Appreciative Collaboration

Pattern number within this pattern set: 
99
Stewart Dutfield
Marist College
Problem: 

Collaboration toward a shared goal is not always an uplifting experience; sometimes the problem is that there always seem to be problems. People can become discouraged in their work toward some common good. They suffer a dissonance between, on one hand, their enthusiasm for an uplifting cause and, on the other, the gritty reality of bringing it about. What seems at the outset to be a life-enhancing enterprise can produce frustration, burnout and turnover of group members.

Context: 

To pursue a shared goal is to seek a positive impact on the world: what David Cooperrider (1990) describes as a heliotropic movement, toward the light of a positive image of the future. As long as the group visualizes the positive contribution that its work will make, it will approach its work with optimism and hope. If pursuing the goal appears as the remediation of a deficit rather than movement toward a positive image, over time a focus on the negative will emerge.

Discussion: 

Conflict can affect a group of people positively or negatively; it can be functional or dysfunctional. Some level of conflict can lead to creativity, responsiveness to change, and learning from experience. Conflict becomes dysfunctional when it produces feelings of hostility, interferes with honest communication, and distracts from the shared goal. People become frustrated when conflict prevents them from achieving what they want to achieve. They may react through aggression, compromise or avoidance; each of these makes the situation worse than it was. The result is a diversion of the group’s attention to perceived problems with the collective enterprise: a language of deficit in which not merely the shared goal, but the group itself becomes a problem to be solved.

Geoffrey Bellman writes of the commitment, passion, and “aspiration for a larger life” (2000, p. 68) which energize people who seek to change the world for the better. If we can see the beauty in our collaborations, we can release the creativity that comes from a compelling vision of a future worth working for.

Human beings, the groups and organizations we work in, and the world we inhabit all contain the potential for this larger life. Through consistent attention to what is alive, and to what can be alive in the future, we can become more alive. The belief that that people are good and that they respond positively to being treated accordingly is well-grounded in research on the Pygmalion effect (Cooperrider, 1990). We respond to positive images of ourselves by regarding others more positively: by noticing their successes, remembering their strengths, and seeing challenges from a positive aspect.

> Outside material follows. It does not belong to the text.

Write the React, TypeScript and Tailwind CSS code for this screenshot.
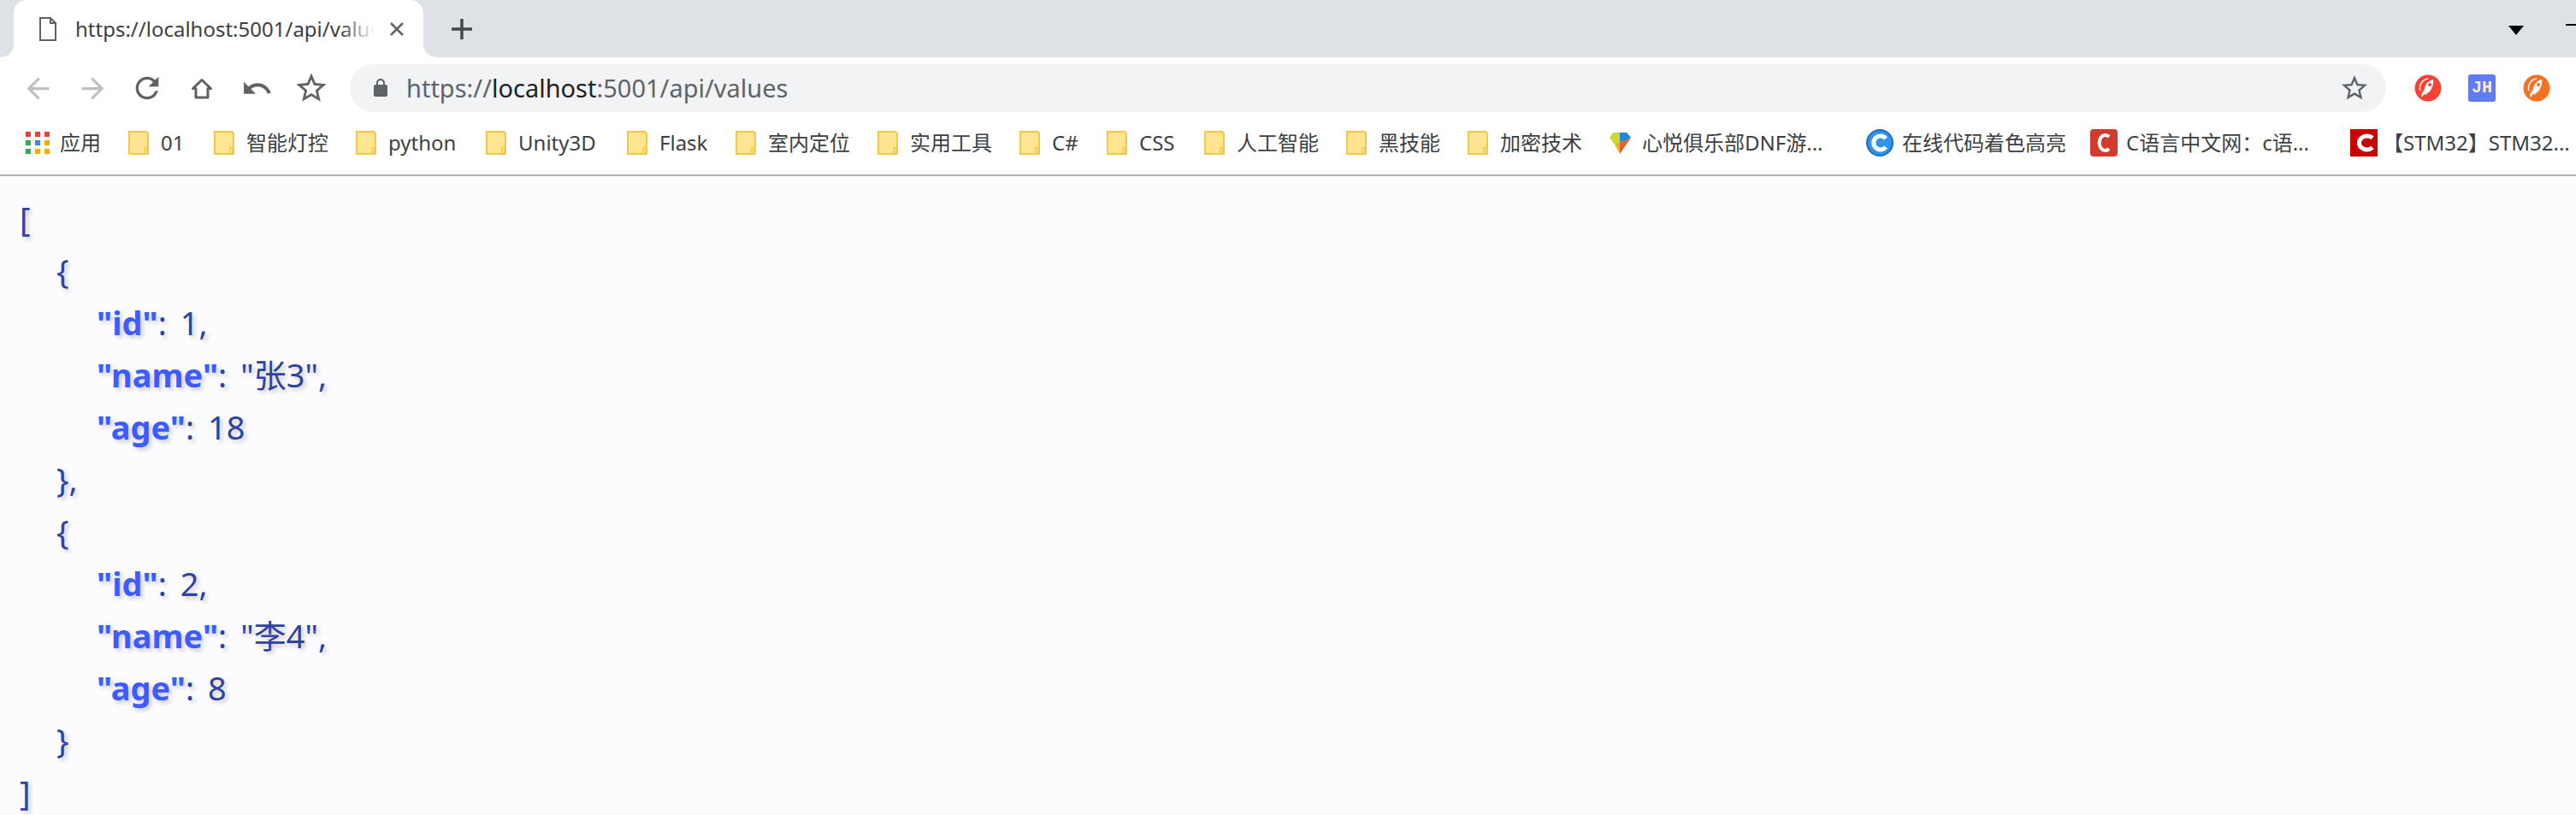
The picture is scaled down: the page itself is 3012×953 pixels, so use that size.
import React from 'react';

const uiFont = "font-['Noto_Sans','Noto_Sans_CJK_SC',sans-serif]";

const Icon = ({ d, className }: { d: string; className: string }) => (
  <svg viewBox="0 0 24 24" className={className} fill="currentColor">
    <path d={d} />
  </svg>
);

const STAR =
  'M22 9.24l-7.19-.62L12 2 9.19 8.63 2 9.24l5.46 4.73L5.82 21 12 17.27 18.18 21l-1.63-7.03L22 9.24zM12 15.4l-3.76 2.27 1-4.28-3.32-2.88 4.38-.38L12 6.1l1.71 4.04 4.38.38-3.32 2.88 1 4.28L12 15.4z';
const BACK = 'M20 11H7.83l5.59-5.59L12 4l-8 8 8 8 1.41-1.41L7.83 13H20v-2z';
const FORWARD = 'M12 4l-1.41 1.41L16.17 11H4v2h12.17l-5.58 5.59L12 20l8-8z';
const RELOAD =
  'M17.65 6.35A7.958 7.958 0 0 0 12 4c-4.42 0-7.99 3.58-7.99 8s3.57 8 7.99 8c3.73 0 6.84-2.55 7.73-6h-2.08A5.99 5.99 0 0 1 12 18c-3.31 0-6-2.69-6-6s2.69-6 6-6c1.66 0 3.14.69 4.22 1.78L13 11h7V4l-2.35 2.35z';
const UNDO =
  'M12.5 8c-2.65 0-5.05.99-6.9 2.6L2 7v9h9l-3.62-3.62c1.39-1.16 3.16-1.88 5.12-1.88 3.54 0 6.55 2.31 7.6 5.5l2.37-.78C21.08 11.03 17.15 8 12.5 8z';
const LOCK =
  'M18 8h-1V6c0-2.76-2.24-5-5-5S7 3.24 7 6v2H6c-1.1 0-2 .9-2 2v10c0 1.1.9 2 2 2h12c1.1 0 2-.9 2-2V10c0-1.1-.9-2-2-2zM9 8V6c0-1.66 1.34-3 3-3s3 1.34 3 3v2H9z';

const Folder = () => (
  <svg width="24" height="28" viewBox="0 0 24 28" className="shrink-0">
    <path d="M1 1h20l2 2v24H1z" fill="#ffe590" stroke="#eec94c" strokeWidth="2" />
    <path d="M19 27v-6a1.5 1.5 0 0 1 3 0v6" fill="none" stroke="#eec94c" strokeWidth="1.5" />
  </svg>
);

const AppsIcon = () => (
  <svg width="28" height="26" viewBox="0 0 28 26" className="shrink-0">
    <rect x="0" y="0" width="6" height="6" fill="#ea4335" />
    <rect x="11" y="0" width="6" height="6" fill="#ea4335" />
    <rect x="22" y="0" width="6" height="6" fill="#ea4335" />
    <rect x="0" y="10" width="6" height="6" fill="#34a853" />
    <rect x="11" y="10" width="6" height="6" fill="#4285f4" />
    <rect x="22" y="10" width="6" height="6" fill="#f9ab00" />
    <rect x="0" y="20" width="6" height="6" fill="#34a853" />
    <rect x="11" y="20" width="6" height="6" fill="#f9ab00" />
    <rect x="22" y="20" width="6" height="6" fill="#f9ab00" />
  </svg>
);

const DiamondIcon = () => (
  <svg width="32" height="28" viewBox="0 0 32 28" className="shrink-0">
    <path d="M8 2h8v10l-6 4L4 8z" fill="#c6d934" />
    <path d="M16 2h8l5 6-9 5-4-1z" fill="#1e88d8" />
    <path d="M10 16l6-4v15z" fill="#f5b31a" />
    <path d="M16 12l4 1 9-5-13 19z" fill="#e4622a" />
  </svg>
);

const BlueC = () => (
  <svg width="32" height="32" viewBox="0 0 32 32" className="shrink-0">
    <circle cx="16" cy="16" r="15" fill="#2f95ec" stroke="#1a6fc0" strokeWidth="2" />
    <path d="M23 11a8 8 0 1 0 0 10" fill="none" stroke="#fff" strokeWidth="5" />
  </svg>
);

const RedC = () => (
  <span className="flex h-8 w-8 shrink-0 items-center justify-center rounded-[4px] bg-[#d13b2f]">
    <svg width="18" height="24" viewBox="0 0 18 24">
      <path d="M15 5a7 9 0 1 0 0 14" fill="none" stroke="#fff" strokeWidth="4" />
    </svg>
  </span>
);

const SquareC = () => (
  <span className="flex h-8 w-8 shrink-0 items-center justify-center bg-[#c90000]">
    <svg width="26" height="22" viewBox="0 0 26 22">
      <path d="M23 5.500A9 8 0 1 0 23 16.500" fill="none" stroke="#fff" strokeWidth="5" />
    </svg>
  </span>
);

const Rocket = ({ bg }: { bg: string }) => (
  <svg width="32" height="32" viewBox="0 0 32 32" className="shrink-0">
    <circle cx="16" cy="16" r="15.500" fill={bg} />
    <path d="M22 6c-5 1-9 5-10 10l-1 4 4 2 3-2c3-4 5-9 4-14z" fill="#fff" />
    <path d="M11 19c-2 2-3 4-3 8l4-4 2 1 1-3z" fill="#fff" />
    <circle cx="18" cy="12" r="2" fill={bg} />
    <path d="M7 19c-2-6 2-13 9-14" fill="none" stroke="#fff" strokeWidth="1.500" />
  </svg>
);

// width = icon + gap + text, fixed per item so the bar lines up
const bookmarks = [
  { label: '应用', icon: <AppsIcon />, cls: 'w-[88px] ml-[30px] gap-[12px]' },
  { label: '01', icon: <Folder />, cls: 'w-[64px] ml-[32px] gap-[14px]' },
  { label: '智能灯控', icon: <Folder />, cls: 'w-[134px] ml-[36px] gap-[14px]' },
  { label: 'python', icon: <Folder />, cls: 'w-[119px] ml-[32px] gap-[14px]' },
  { label: 'Unity3D', icon: <Folder />, cls: 'w-[131px] ml-[33px] gap-[14px]' },
  { label: 'Flask', icon: <Folder />, cls: 'w-[94px] ml-[34px] gap-[14px]' },
  { label: '室内定位', icon: <Folder />, cls: 'w-[134px] ml-[33px] gap-[14px]' },
  { label: '实用工具', icon: <Folder />, cls: 'w-[135px] ml-[32px] gap-[14px]' },
  { label: 'C#', icon: <Folder />, cls: 'w-[70px] ml-[31px] gap-[14px]' },
  { label: 'CSS', icon: <Folder />, cls: 'w-[83px] ml-[32px] gap-[14px]' },
  { label: '人工智能', icon: <Folder />, cls: 'w-[135px] ml-[31px] gap-[14px]' },
  { label: '黑技能', icon: <Folder />, cls: 'w-[110px] ml-[31px] gap-[14px]' },
  { label: '加密技术', icon: <Folder />, cls: 'w-[134px] ml-[32px] gap-[14px]' },
  { label: '心悦俱乐部DNF游...', icon: <DiamondIcon />, cls: 'w-[255px] ml-[28px] gap-[10px]' },
  { label: '在线代码着色高亮', icon: <BlueC />, cls: 'w-[234px] ml-[49px] gap-[10px]' },
  { label: 'C语言中文网：c语...', icon: <RedC />, cls: 'w-[256px] ml-[28px] gap-[10px]' },
  { label: '【STM32】STM32...', icon: <SquareC />, cls: 'w-[270px] ml-[48px] gap-[6px]' },
];

const Bookmark = ({ label, icon, cls }: { label: string; icon: React.ReactNode; cls: string }) => (
  <div className={`flex h-8 shrink-0 items-center ${cls}`}>
    {icon}
    <span className="text-[24px] leading-8 text-[#3c4043]">{label}</span>
  </div>
);

const Key = ({ children }: { children: string }) => (
  <span className="font-bold text-[#3d5cff]">{children}</span>
);

const rows: { indent: string; content: React.ReactNode }[] = [
  { indent: 'pl-[23px]', content: '[' },
  { indent: 'pl-[66px]', content: '{' },
  { indent: 'pl-[113px]', content: <><Key>"id"</Key>: 1,</> },
  { indent: 'pl-[113px]', content: <><Key>"name"</Key>: "张3",</> },
  { indent: 'pl-[113px]', content: <><Key>"age"</Key>: 18</> },
  { indent: 'pl-[66px]', content: '},' },
  { indent: 'pl-[66px]', content: '{' },
  { indent: 'pl-[113px]', content: <><Key>"id"</Key>: 2,</> },
  { indent: 'pl-[113px]', content: <><Key>"name"</Key>: "李4",</> },
  { indent: 'pl-[113px]', content: <><Key>"age"</Key>: 8</> },
  { indent: 'pl-[66px]', content: '}' },
  { indent: 'pl-[23px]', content: ']' },
];

export default function App() {
  return (
    <div className={`flex h-screen w-full flex-col overflow-hidden bg-[#fcfcff] ${uiFont}`}>
      {/* tab strip */}
      <div className="flex h-[67px] shrink-0 bg-[#dee1e6]">
        <div className="w-4 bg-white">
          <div className="h-full rounded-br-[15px] bg-[#dee1e6]" />
        </div>
        <div className="flex w-[479px] items-center rounded-t-[15px] bg-white pl-[30px]">
          <svg width="20" height="28" viewBox="0 0 20 28" className="shrink-0">
            <path d="M1 1h12l6 6v20H1z" fill="none" stroke="#5f6368" strokeWidth="2" />
            <path d="M13 1v6h6" fill="none" stroke="#5f6368" strokeWidth="2" />
          </svg>
          <div className="relative ml-[22px] w-[350px] overflow-hidden whitespace-nowrap text-[24px] leading-8 text-[#3c4043]">
            https://localhost:5001/api/values
            <div className="absolute inset-y-0 right-0 w-[40px] bg-gradient-to-r from-transparent to-white" />
          </div>
          <svg width="18" height="18" viewBox="0 0 18 18" className="ml-[17px] shrink-0">
            <path d="M2 2l14 14M16 2L2 16" stroke="#5f6368" strokeWidth="2.500" />
          </svg>
        </div>
        <div className="w-4 bg-white">
          <div className="h-full rounded-bl-[15px] bg-[#dee1e6]" />
        </div>
        <div className="flex flex-1 items-center">
          <svg width="24" height="24" viewBox="0 0 24 24" className="ml-[17px] shrink-0">
            <path d="M12 0v24M0 12h24" stroke="#45484d" strokeWidth="3.500" />
          </svg>
          <div className="ml-auto mr-[49px] mt-[4px] h-0 w-0 border-x-[9px] border-t-[11px] border-x-transparent border-t-black" />
          <div className="mb-[10px] mr-0 h-[2px] w-3 bg-black" />
        </div>
      </div>

      {/* toolbar */}
      <div className="flex h-[72px] shrink-0 items-center bg-white pl-3">
        <div className="flex w-16 justify-center"><Icon d={BACK} className="h-[39px] w-[39px] text-[#bdc1c6]" /></div>
        <div className="flex w-16 justify-center"><Icon d={FORWARD} className="h-[39px] w-[39px] text-[#bdc1c6]" /></div>
        <div className="flex w-16 justify-center"><Icon d={RELOAD} className="h-10 w-10 text-[#5f6368]" /></div>
        <div className="flex w-16 justify-center">
          <svg width="26" height="25" viewBox="0 0 26 25">
            <path d="M13 2.500L2.500 12.500H6V23H20V12.500H23.500Z" fill="none" stroke="#5f6368" strokeWidth="3" strokeLinejoin="round" />
          </svg>
        </div>
        <div className="flex w-16 justify-center"><Icon d={UNDO} className="h-[37px] w-[37px] text-[#5f6368]" /></div>
        <div className="flex w-16 justify-center"><Icon d={STAR} className="h-[42px] w-[42px] text-[#5f6368]" /></div>
        <div className="ml-[13px] flex h-[56px] w-[2381px] items-center rounded-full bg-[#f1f3f4] pl-[24px] pr-[19px]">
          <Icon d={LOCK} className="h-6 w-6 shrink-0 text-[#5f6368]" />
          <div className="ml-[18px] whitespace-nowrap text-[29px] text-[#5f6368]">
            https://<span className="text-[#202124]">localhost</span>:5001/api/values
          </div>
          <Icon d={STAR} className="ml-auto h-9 w-9 text-[#5f6368]" />
        </div>
        <div className="ml-[33px]"><Rocket bg="#f44336" /></div>
        <div className="ml-[31px] flex h-8 w-8 shrink-0 items-center justify-center rounded-[3px] bg-[#5f7cf2] font-['Liberation_Mono',monospace] text-[20px] font-bold text-[#f3f1c8]">
          JH
        </div>
        <div className="ml-[32px]"><Rocket bg="#f57223" /></div>
      </div>

      {/* bookmarks bar */}
      <div className="flex h-[65px] shrink-0 items-start overflow-hidden whitespace-nowrap bg-white pt-3">
        {bookmarks.map((b) => (
          <Bookmark key={b.label} label={b.label} icon={b.icon} cls={b.cls} />
        ))}
      </div>
      <div className="h-[2px] shrink-0 bg-[#b4b4b4]" />

      {/* response body */}
      <div className="pt-[19px] text-[38px] leading-[61px] text-[#2f429e] [word-spacing:6px] [text-shadow:3px_3px_5px_rgba(0,0,0,0.2)]">
        {rows.map((r, i) => (
          <div key={i} className={`h-[61px] ${r.indent}`}>
            {r.content}
          </div>
        ))}
      </div>
    </div>
  );
}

An appreciative approach adopts a fourfold cycle of discovery, dreaming, design and destiny (Cooperrider & Whitney, 1999). It starts not by identifying a need or deficit, but by discovering the best of the current situation. It dreams or envisions what a better future might be, rather than analyzing what caused the deficit. In place of planning how to redress a deficit, it collectively constructs a design for a better future. Instead of acting to resolve a problem, this approach enacts a better future as its destiny.

To enact a better future suggests that a life-affirming end is a natural outcome of life-affirming means; we aspire to larger life in the world through larger life in ourselves and in our collaborations. If we learn to be drawn together by a positive image of each other, our collective effort “enhances the potential for creative, fresh human action toward a life-enhancing purpose” (Srivastva & Barrett, in Srivastva & Cooperrider, 1990, p. 386).

This can succeed if we continually revise our expectations of what we can achieve: to open new possibilities for ourselves, for those we collaborate with, and for the world we hope to improve. This requires that we continually learn by developing and revising “the norms, strategies and assumptions which specify what work gets done and what work is important to do” (Dixon, 1999, p. 48). We need to maintain a dialogue, with ourselves and others, about our individual and shared assumptions.

To better understand the value of others, we must suspend our own assumptions. People are seldom malicious or idiotic, but they often work from different assumptions; once we can understand these assumptions we can appreciate their value. For this reason, appreciating differences is critical to collaboration. Once we appreciate others’ concerns (Spinosa et al., 1997), we can embark on a dialogue about how to work together.

Appreciative collaboration assumes that differences are valuable, and focuses attention on what is positive in any situation; in place of a vocabulary of deficit, it offers a forward-looking language of hope. Combined with a clear shared vision, appreciative collaboration allows us to achieve life-affirming goals through life-affirming means.

Solution: 

Positive images of the future lead to positive actions. Consistently build positive expectations for the future on the basis of positive attributions to what has been achieved in the past. Constantly learn the value of others, and be prepared to change cherished assumptions if they undermine the larger life of the group.

Verbiage for pattern card: 

People working toward some common good can become discouraged when they experience the gritty reality of bringing it about. When the group visualizes the positive contribution that its work will make, it will approach its work with optimism and hope. Appreciative Collaboration encourages us to see the beauty in our collaborations, so we can release the creativity that comes from a compelling vision of a future worth working for.